Will you sign up?  I did.  Check the next email I send you.

#RVA, two teams. Our one shining moment.

So there I was about half way through the second half last night, with most of this blog post already written in my head and my wife’s uncle, a huge college basketball fan, sent me this email.

Jon, can Richmond handle two teams in the Sweet 16???   A lot of hype and PR for a small city?

Well, can we?

Given our lack of success in the professional sports arena, there will perhaps be no other time in modern history that the mainstream sports world will focus its eyes on Richmond, VA.

Usually, just one Cinderella in the Sweet 16 would make this glare close to unbearable, but two?

Elite Eight matchup?

This is our time Richmond, let’s make the most of it.

Let’s celebrate our diversity.  A diversity exemplified by the school themselves.  One, a small liberal arts school on one of the most beautiful small campuses in the country.  The other, a prime example of how a large state school can lead the redevelopment of a once-blighted downtown area.

Let’s celebrate our creativity.  Let’s use the media spotlight to promote our neighborhoods, our restaurants, our tourism attractions, our museums.

Let’s speak in one voice.  The welcoming voice of possibilities, the voice of our future with a nod to our past.

Let’s urge our politicians and leaders to be aggressive in seeking this spotlight and for once be on the same page.

Let’s for once agree.  Let’s root for each other (at least until the two schools meet in the Elite Eight),  and put aside out differences at least till next weekend.  It’s time for a moratorium on mean.

Yes, Uncle BK, it is a lot of PR hype for a small city.

This is our ultimate PR opportunity, it is Richmond’s true and rare “One Shining Moment.”

The eyes are on all of us, will we seize it?

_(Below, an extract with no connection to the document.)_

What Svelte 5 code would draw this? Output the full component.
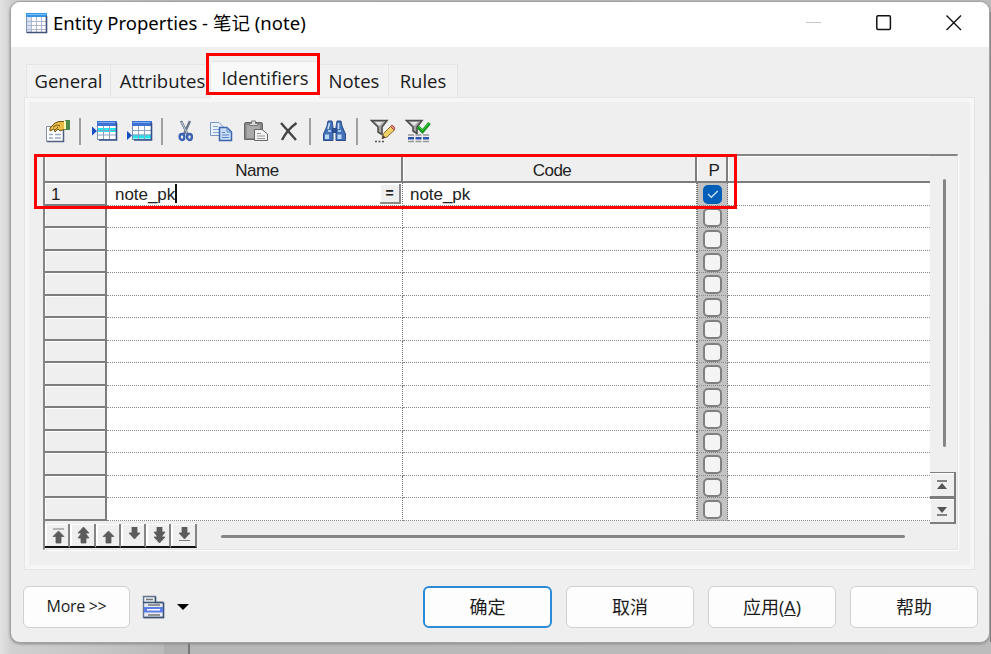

Thoughts on social media for internal communications

So my good friend and client Lisa Van Riper from the University of Richmond asked me to give a talk to her strategic PR grad school class at VCU.  The topic?  The use of social media for internal communications.

While I have read and thought a great deal on this topic THP’s client are only beginning to scratch the surface in their use of social media tools for internal comm.  I am a big believer that the brand begins within an organization and that employees can be your best spokespeople and evangelists, so using social media tools to create this “community” is a logicial step.

 After doing some research on the topic I found that a couple of my Twitter friends, Amber Naslund of Radian6 and Justin Goldsborough of Fleishman-Hillard had presented recently on the topic.  Both of their presentations are available on Slideshare.  I am stea….I mean using them liberally in my presentation Saturday.  With permission of course.

After noodling it around in my brain and seeing some work that others have done here are some best practices.

– Blogs/videos:  Not always on the core business but on other topics they can all related to.

– Brainstorming:  Creating platforms or using existing intranet tools to get people from all over the organization to brainstorm ideas is a no brainer.

– Basic information/news:  Intranets and wikis to provide updated information about the company helping make sure all associates are on the same page

– Social networking sites:  Think Facebook or Twitter but only for employees to communicate to other employees to talk about things (or share picture or videos, etc.) related to their work.

– Recruiting/retention:  More Linkedin-ish, helping employees network within the organization to move up or to find out what internal positions are available.

– Online training:  Videos, presentations, live tutorials.

– Online events: Through Ustream or Skype or existing intranet everyone can see what the leadership is up to.

– The future: Mobile:  Texting, training videos, podcasts, all to keep execs and rank and file engaged.

All exciting, all useful.  Many big name companies like Best Buy, McDonald’s, Starbucks, Dell, etc. are the one’s putting these tools to great use.  But there’s one thing that can hinder social media from becoming the norm in business.

Money.

All of these tools, especially if they are custom-made portals, will cost money to personalize and build out.  Sure there are platforms one can access for free like Yammer and Ning that can get you part of the way there but how can smaller companies take advantage of these approaches?

I’d love to hear you thoughts on how social media for internal communications can become available and affordable for all businesses, not just the big ones.  Thanks.